Verlander did everything he could to stay fresh while the Tigers waited for the Giants-Cardinals series to be decided. He threw to live hitters with as much intensity as can be expected in a non-playoff atmosphere. He tried to stay on routine. But still, nothing can mimic the feel of a real baseball game, especially in October, when adrenaline is at an all-time high and extra rest can actually be a detriment.
"Obviously, I'm a creature of habit and you get a little out of your routine," Verlander said. "But who cares? It's the World Series. You're going to do whatever you've got to do when you're out there. I'm disappointed I wasn't able to do it tonight."
Manager Jim Leyland, old school and excuse-free, repeatedly credited the Giants' lineup as the reason the Tigers lost. Only then, after two or three hat tips to the opposition, would the skipper acknowledge that Verlander may have been just a little off after so much time between starts.
"I think probably a little bit of a layoff -- it's been quite a while since he's pitched," Leyland said. "His command was not good; I think he just got out of pitching, started throwing a little bit too much."

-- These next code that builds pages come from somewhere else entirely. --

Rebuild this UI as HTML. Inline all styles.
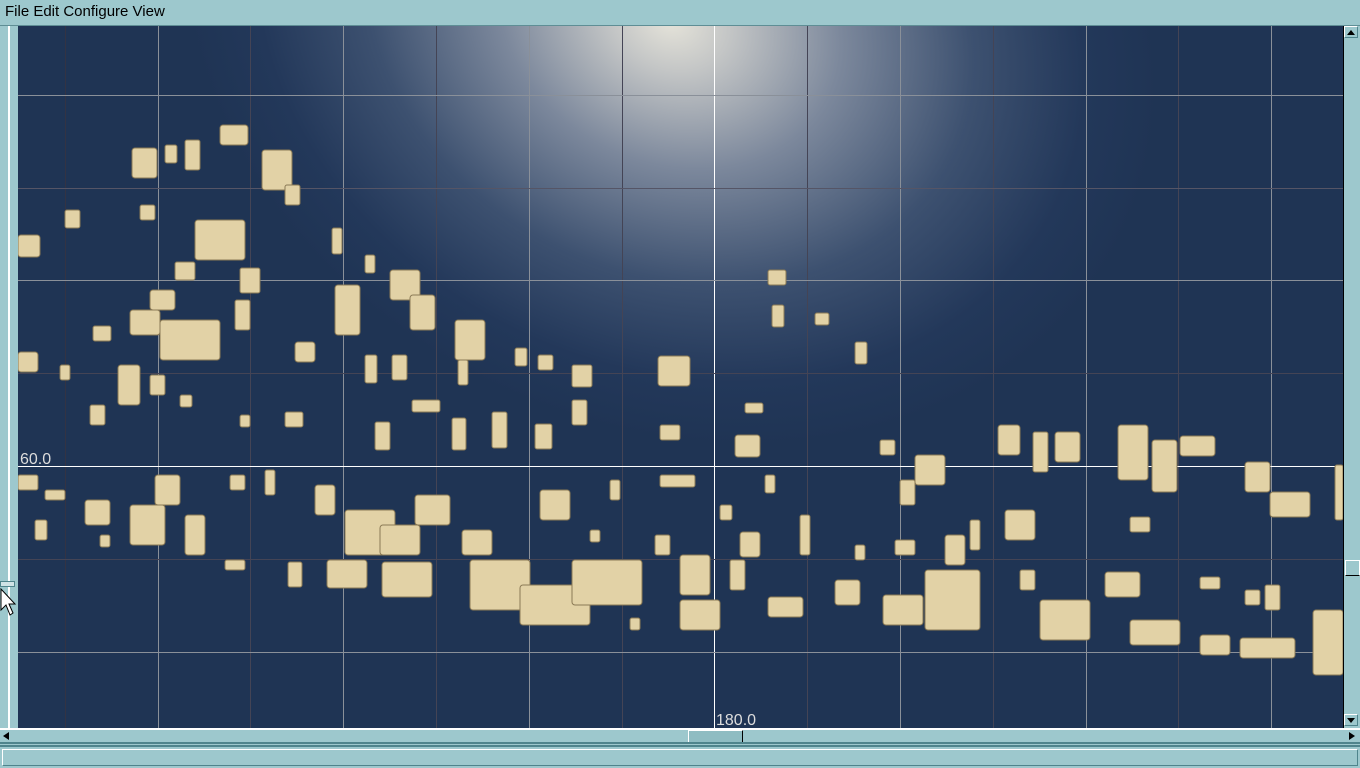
<!DOCTYPE html>
<html><head><meta charset="utf-8"><style>
html,body{margin:0;padding:0;width:1360px;height:768px;overflow:hidden;background:#9dc8cd;font-family:"Liberation Sans",sans-serif}
#menu{position:absolute;left:0;top:0;width:1360px;height:25px;background:#9dc8cd;border-bottom:1px solid #5f8e95;font-size:15px;line-height:24px;color:#000}
#menu span{margin-left:5px}
#left{position:absolute;left:0;top:26px;width:18px;height:702px;background:#9dc8cd}
#left .ln{position:absolute;left:8px;top:0;width:2px;height:702px;background:#fff}
#map{position:absolute;left:18px;top:26px;width:1325px;height:702px}
#vs{position:absolute;left:1343px;top:26px;width:17px;height:718px;background:#9dc8cd;border-left:1px solid #000}
#hs{position:absolute;left:0;top:728px;width:1360px;height:16px;background:#9dc8cd;border-top:2px solid #fff;box-sizing:border-box}
#st{position:absolute;left:0;top:745px;width:1360px;height:23px;background:#9dc8cd;border-top:2px solid #4f848c;box-sizing:border-box}
#st div{position:absolute;left:2px;top:2px;right:2px;bottom:2px;border:1px solid #fff;border-right-color:#4f848c;border-bottom-color:#4f848c}
</style></head><body>
<div id="menu"><span>File</span> Edit Configure View</div>
<div id="left"><div class="ln"></div><div style="position:absolute;left:0;top:555px;width:13px;height:4px;background:#cfe3e6;border:1px solid #4f848c"></div>
<svg style="position:absolute;left:0;top:562px" width="18" height="30"><path d="M1 1 L1 22 L6 17 L10 27 L13 25 L9 16 L15 16 Z" fill="#fff" stroke="#000" stroke-width="1"/></svg></div>
<svg id="map" width="1325" height="702" viewBox="18 26 1325 702">
<defs>
<radialGradient id="g" cx="670" cy="20" r="480" gradientUnits="userSpaceOnUse" gradientTransform="translate(670 20) rotate(25) scale(1.05 0.85) translate(-670 -20)">
<stop offset="0" stop-color="#e6e4da"/><stop offset="0.12" stop-color="#c4c6c6"/><stop offset="0.35" stop-color="#7c889c"/><stop offset="0.62" stop-color="#3d5170"/><stop offset="0.85" stop-color="#23385a"/><stop offset="1" stop-color="#1f3454"/></radialGradient>
</defs>
<rect x="18" y="26" width="1325" height="702" fill="#1f3454"/>
<rect x="18" y="26" width="1325" height="702" fill="url(#g)"/>
<g stroke="#8a9099" stroke-width="1">
<line x1="65.5" y1="26" x2="65.5" y2="728" stroke="#334"/>
<line x1="158.5" y1="26" x2="158.5" y2="728"/><line x1="250.5" y1="26" x2="250.5" y2="728" stroke="#445"/>
<line x1="343.5" y1="26" x2="343.5" y2="728"/><line x1="436.5" y1="26" x2="436.5" y2="728" stroke="#445"/>
<line x1="529.5" y1="26" x2="529.5" y2="728"/><line x1="622.5" y1="26" x2="622.5" y2="728" stroke="#445"/>
<line x1="714.5" y1="26" x2="714.5" y2="728" stroke="#fff"/>
<line x1="807.5" y1="26" x2="807.5" y2="728" stroke="#445"/><line x1="900.5" y1="26" x2="900.5" y2="728"/>
<line x1="993.5" y1="26" x2="993.5" y2="728" stroke="#445"/><line x1="1086.5" y1="26" x2="1086.5" y2="728"/>
<line x1="1178.5" y1="26" x2="1178.5" y2="728" stroke="#445"/><line x1="1271.5" y1="26" x2="1271.5" y2="728"/>
<line x1="18" y1="95.5" x2="1343" y2="95.5"/><line x1="18" y1="188.5" x2="1343" y2="188.5" stroke="#556"/>
<line x1="18" y1="280.5" x2="1343" y2="280.5"/><line x1="18" y1="373.5" x2="1343" y2="373.5" stroke="#445"/>
<line x1="18" y1="466.5" x2="1343" y2="466.5" stroke="#fff"/><line x1="18" y1="559.5" x2="1343" y2="559.5" stroke="#445"/>
<line x1="18" y1="652.5" x2="1343" y2="652.5"/>
</g>
<g fill="#e2d2a6" stroke="#8b7a55" stroke-width="1">
<rect x="220" y="125" width="28" height="20" rx="3"/><rect x="132" y="148" width="25" height="30" rx="3"/><rect x="165" y="145" width="12" height="18" rx="2"/><rect x="185" y="140" width="15" height="30" rx="2"/>
<rect x="262" y="150" width="30" height="40" rx="3"/><rect x="285" y="185" width="15" height="20" rx="2"/><rect x="18" y="235" width="22" height="22" rx="3"/><rect x="65" y="210" width="15" height="18" rx="2"/>
<rect x="195" y="220" width="50" height="40" rx="3"/><rect x="175" y="262" width="20" height="18" rx="2"/><rect x="240" y="268" width="20" height="25" rx="2"/><rect x="332" y="228" width="10" height="26" rx="2"/>
<rect x="365" y="255" width="10" height="18" rx="2"/><rect x="390" y="270" width="30" height="30" rx="3"/><rect x="410" y="295" width="25" height="35" rx="3"/><rect x="335" y="285" width="25" height="50" rx="3"/>
<rect x="150" y="290" width="25" height="20" rx="3"/><rect x="130" y="310" width="30" height="25" rx="3"/><rect x="160" y="320" width="60" height="40" rx="3"/><rect x="93" y="326" width="18" height="15" rx="2"/>
<rect x="235" y="300" width="15" height="30" rx="2"/><rect x="18" y="352" width="20" height="20" rx="3"/><rect x="118" y="365" width="22" height="40" rx="3"/><rect x="150" y="375" width="15" height="20" rx="2"/>
<rect x="295" y="342" width="20" height="20" rx="3"/><rect x="365" y="355" width="12" height="28" rx="2"/><rect x="392" y="355" width="15" height="25" rx="2"/><rect x="455" y="320" width="30" height="40" rx="3"/>
<rect x="458" y="360" width="10" height="25" rx="2"/><rect x="515" y="348" width="12" height="18" rx="2"/><rect x="538" y="355" width="15" height="15" rx="2"/><rect x="572" y="365" width="20" height="22" rx="2"/>
<rect x="658" y="356" width="32" height="30" rx="3"/><rect x="768" y="270" width="18" height="15" rx="2"/><rect x="772" y="305" width="12" height="22" rx="2"/><rect x="815" y="313" width="14" height="12" rx="2"/>
<rect x="855" y="342" width="12" height="22" rx="2"/><rect x="90" y="405" width="15" height="20" rx="2"/><rect x="285" y="412" width="18" height="15" rx="2"/><rect x="375" y="422" width="15" height="28" rx="2"/>
<rect x="412" y="400" width="28" height="12" rx="2"/><rect x="452" y="418" width="14" height="32" rx="2"/><rect x="492" y="412" width="15" height="36" rx="2"/><rect x="535" y="424" width="17" height="25" rx="2"/>
<rect x="572" y="400" width="15" height="25" rx="2"/><rect x="660" y="425" width="20" height="15" rx="2"/><rect x="735" y="435" width="25" height="22" rx="3"/><rect x="745" y="403" width="18" height="10" rx="2"/>
<rect x="880" y="440" width="15" height="15" rx="2"/><rect x="915" y="455" width="30" height="30" rx="3"/><rect x="998" y="425" width="22" height="30" rx="3"/><rect x="1033" y="432" width="15" height="40" rx="2"/>
<rect x="1055" y="432" width="25" height="30" rx="3"/><rect x="1118" y="425" width="30" height="55" rx="3"/><rect x="1152" y="440" width="25" height="52" rx="3"/><rect x="1180" y="436" width="35" height="20" rx="3"/>
<rect x="1245" y="462" width="25" height="30" rx="3"/><rect x="1270" y="492" width="40" height="25" rx="3"/><rect x="1335" y="465" width="8" height="55" rx="2"/>
<rect x="85" y="500" width="25" height="25" rx="3"/><rect x="130" y="505" width="35" height="40" rx="3"/><rect x="155" y="475" width="25" height="30" rx="3"/><rect x="185" y="515" width="20" height="40" rx="3"/>
<rect x="345" y="510" width="50" height="45" rx="3"/><rect x="380" y="525" width="40" height="30" rx="3"/><rect x="415" y="495" width="35" height="30" rx="3"/><rect x="315" y="485" width="20" height="30" rx="3"/>
<rect x="225" y="560" width="20" height="10" rx="2"/><rect x="288" y="562" width="14" height="25" rx="2"/><rect x="327" y="560" width="40" height="28" rx="3"/><rect x="382" y="562" width="50" height="35" rx="3"/>
<rect x="462" y="530" width="30" height="25" rx="3"/><rect x="470" y="560" width="60" height="50" rx="3"/><rect x="520" y="585" width="70" height="40" rx="3"/><rect x="572" y="560" width="70" height="45" rx="3"/>
<rect x="540" y="490" width="30" height="30" rx="3"/><rect x="655" y="535" width="15" height="20" rx="2"/><rect x="680" y="555" width="30" height="40" rx="3"/><rect x="680" y="600" width="40" height="30" rx="3"/>
<rect x="730" y="560" width="15" height="30" rx="2"/><rect x="740" y="532" width="20" height="25" rx="3"/><rect x="768" y="597" width="35" height="20" rx="3"/><rect x="800" y="515" width="10" height="40" rx="2"/>
<rect x="835" y="580" width="25" height="25" rx="3"/><rect x="883" y="595" width="40" height="30" rx="3"/><rect x="925" y="570" width="55" height="60" rx="3"/><rect x="945" y="535" width="20" height="30" rx="3"/>
<rect x="1005" y="510" width="30" height="30" rx="3"/><rect x="1020" y="570" width="15" height="20" rx="2"/><rect x="1040" y="600" width="50" height="40" rx="3"/><rect x="1105" y="572" width="35" height="25" rx="3"/>
<rect x="1130" y="620" width="50" height="25" rx="3"/><rect x="1200" y="635" width="30" height="20" rx="3"/><rect x="1240" y="638" width="55" height="20" rx="3"/><rect x="1313" y="610" width="30" height="65" rx="3"/>
<rect x="1200" y="577" width="20" height="12" rx="2"/><rect x="1245" y="590" width="15" height="15" rx="2"/><rect x="1265" y="585" width="15" height="25" rx="2"/><rect x="1130" y="517" width="20" height="15" rx="2"/>
<rect x="18" y="475" width="20" height="15" rx="2"/><rect x="45" y="490" width="20" height="10" rx="2"/><rect x="230" y="475" width="15" height="15" rx="2"/><rect x="265" y="470" width="10" height="25" rx="2"/>
<rect x="855" y="545" width="10" height="15" rx="2"/><rect x="895" y="540" width="20" height="15" rx="2"/><rect x="900" y="480" width="15" height="25" rx="2"/><rect x="970" y="520" width="10" height="30" rx="2"/>
<rect x="660" y="475" width="35" height="12" rx="2"/><rect x="610" y="480" width="10" height="20" rx="2"/><rect x="720" y="505" width="12" height="15" rx="2"/><rect x="765" y="475" width="10" height="18" rx="2"/>
<rect x="60" y="365" width="10" height="15" rx="2"/><rect x="240" y="415" width="10" height="12" rx="2"/><rect x="180" y="395" width="12" height="12" rx="2"/><rect x="140" y="205" width="15" height="15" rx="2"/>
<rect x="100" y="535" width="10" height="12" rx="2"/><rect x="35" y="520" width="12" height="20" rx="2"/><rect x="590" y="530" width="10" height="12" rx="2"/><rect x="630" y="618" width="10" height="12" rx="2"/>
</g>
<text x="20" y="464" fill="#ddd" font-family="Liberation Sans" font-size="16">60.0</text>
<text x="716" y="725" fill="#ddd" font-family="Liberation Sans" font-size="16">180.0</text>
</svg>
<div id="vs">
<div style="position:absolute;left:0;top:0;width:14px;height:12px;border:1px solid #fff;border-right-color:#4f848c;border-bottom-color:#4f848c;box-sizing:border-box"><div style="margin:3px auto 0;width:0;height:0;border-left:4px solid transparent;border-right:4px solid transparent;border-bottom:5px solid #000"></div></div>
<div style="position:absolute;left:1px;top:534px;width:15px;height:16px;background:#9dc8cd;border:1px solid #fff;border-bottom-color:#000;box-sizing:border-box"></div>
<div style="position:absolute;left:0;top:688px;width:14px;height:12px;border:1px solid #fff;border-right-color:#4f848c;border-bottom-color:#4f848c;box-sizing:border-box"><div style="margin:3px auto 0;width:0;height:0;border-left:4px solid transparent;border-right:4px solid transparent;border-top:5px solid #000"></div></div>
</div>
<div id="hs">
<div style="position:absolute;left:3px;top:2px;width:0;height:0;border-top:4px solid transparent;border-bottom:4px solid transparent;border-right:6px solid #000"></div>
<div style="position:absolute;left:688px;top:0;width:55px;height:14px;background:#8fbcc2;border:1px solid #fff;border-right-color:#000;border-bottom-color:#000;box-sizing:border-box"></div>
<div style="position:absolute;left:1349px;top:2px;width:0;height:0;border-top:4px solid transparent;border-bottom:4px solid transparent;border-left:6px solid #000"></div>
<div style="position:absolute;left:0;bottom:0;width:1360px;height:2px;background:#4f848c"></div>
</div>
<div id="st"><div></div></div>
</body></html>
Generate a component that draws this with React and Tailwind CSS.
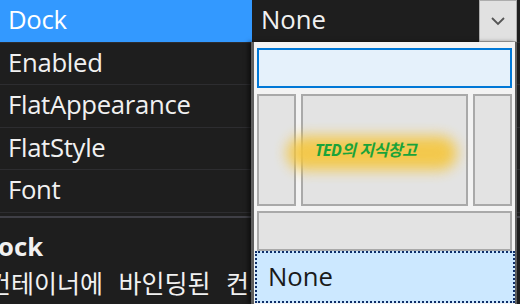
const rows = ['Dock', 'Enabled', 'FlatAppearance', 'FlatStyle', 'Font']

function Chevron() {
  return (
    <svg width="16" height="10" viewBox="0 0 16 10" fill="none">
      <path d="M2 2 L8 8 L14 2" stroke="#555" strokeWidth="1.8" />
    </svg>
  )
}

export default function App() {
  return (
    <div className="relative w-[520px] h-[304px] overflow-hidden bg-[#1e1e1e] text-[#f1f1f1] font-['Open_Sans','Noto_Sans_CJK_KR',sans-serif]">
      {/* Property rows */}
      <div className="flex flex-col">
        {rows.map((name, i) => (
          <div key={name} className="flex h-[42.5px] border-b border-[#2d2d30]">
            <div
              className={`w-[251px] pl-2 flex items-center text-[25.7px] tracking-[-0.3px] ${
                i === 0 ? 'bg-[#3399ff] text-white' : ''
              }`}
            >
              {name}
            </div>
            <div className={`flex-1 flex items-center border-l ${i === 0 ? 'border-[#3399ff]' : 'border-[#2d2d30]'}`}>
              {i === 0 && (
                <>
                  <span className="pl-[9px] text-[25.7px] flex-1">None</span>
                  <div className="w-[38px] h-[42px] mr-[3px] bg-[#e1e1e1] border border-[#adadad] flex items-center justify-center">
                    <Chevron />
                  </div>
                </>
              )}
            </div>
          </div>
        ))}
      </div>

      {/* Description */}
      <div className="border-t-2 border-[#3f3f46] mt-[3px] pt-[14px]">
        <div className="ml-[-21px] text-[25.7px] font-bold leading-[30px]">Dock</div>
        <div className="ml-[-12px] mt-[6px] text-[25px] leading-[30px] whitespace-nowrap [word-spacing:9px]">
          컨테이너에 바인딩된 컨트롤의 테두리
        </div>
      </div>

      {/* Dock picker dropdown */}
      <div className="absolute left-[251px] top-[42px] w-[266px] bottom-0 bg-[#f3f3f3] border-l-[3px] border-r-2 border-[#5e5e5e] shadow-[-3px_0_4px_rgba(0,0,0,0.5)] flex flex-col px-[3px] pt-[6px] gap-[4px]">
        <div className="h-[40px] bg-[#e5f1fb] border-2 border-[#0078d7]" />
        <div className="h-[112px] flex gap-[5px] mt-[2px]">
          <div className="w-[39px] bg-[#e3e3e3] border-2 border-[#a9a9a9]" />
          <div className="flex-1 bg-[#e3e3e3] border-2 border-[#a9a9a9] relative flex items-center justify-center">
            <div className="absolute left-[-16px] top-[40px] w-[170px] h-[34px] rounded-full bg-[#f5c63c] blur-[7px] opacity-90" />
            <span className="relative text-[16px] font-bold italic text-[#1aa33a] tracking-[-0.5px] -ml-[38px]">
              TED의 지식창고
            </span>
          </div>
          <div className="w-[39px] bg-[#e3e3e3] border-2 border-[#a9a9a9]" />
        </div>
        <div className="h-[40px] bg-[#e3e3e3] border-2 border-[#a9a9a9] mt-[1px]" />
      </div>
      <div className="absolute left-[255px] top-[251px] w-[260px] h-[52px] bg-[#cce8ff] border-2 border-dotted border-[#0f2f6a] flex items-center pl-[11px] text-[25.7px] text-[#1a1a1a]">
        None
      </div>
    </div>
  )
}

But Leyland gave little credence to the idea that the Giants are at an advantage simply because they'd been playing every day while the Tigers were idle.
"I'm a guy that doesn't believe in momentum in baseball," Leyland said. "I think momentum is your next day's pitcher. We did not pitch good tonight, obviously. I think you can pretty much sum it up, when you use five pitchers in a game that Justin Verlander starts, that's not good tonic. That usually doesn't work too good."
Not surprisingly, the sentiment in select corners of the Giants' clubhouse doesn't mirror the Tigers' philosophy. Pablo Sandoval, who tied a single-game World Series record by belting three home runs, found the Giants' extended presence in the National League Championship Series suddenly empowering.
"It gave us an advantage because we played two days in a row, the last game," he said. "We had a day off [Tuesday]. So we're still hot. We came here and played our game."
Prince Fielder intends for the Tigers to do the same.
"You can take a month off and then get in the World Series, and your mind will get back into it," he said. "I don't think the time off hurt us. We just got beat. It is one of those nights. Fortunately enough, we have a game tomorrow."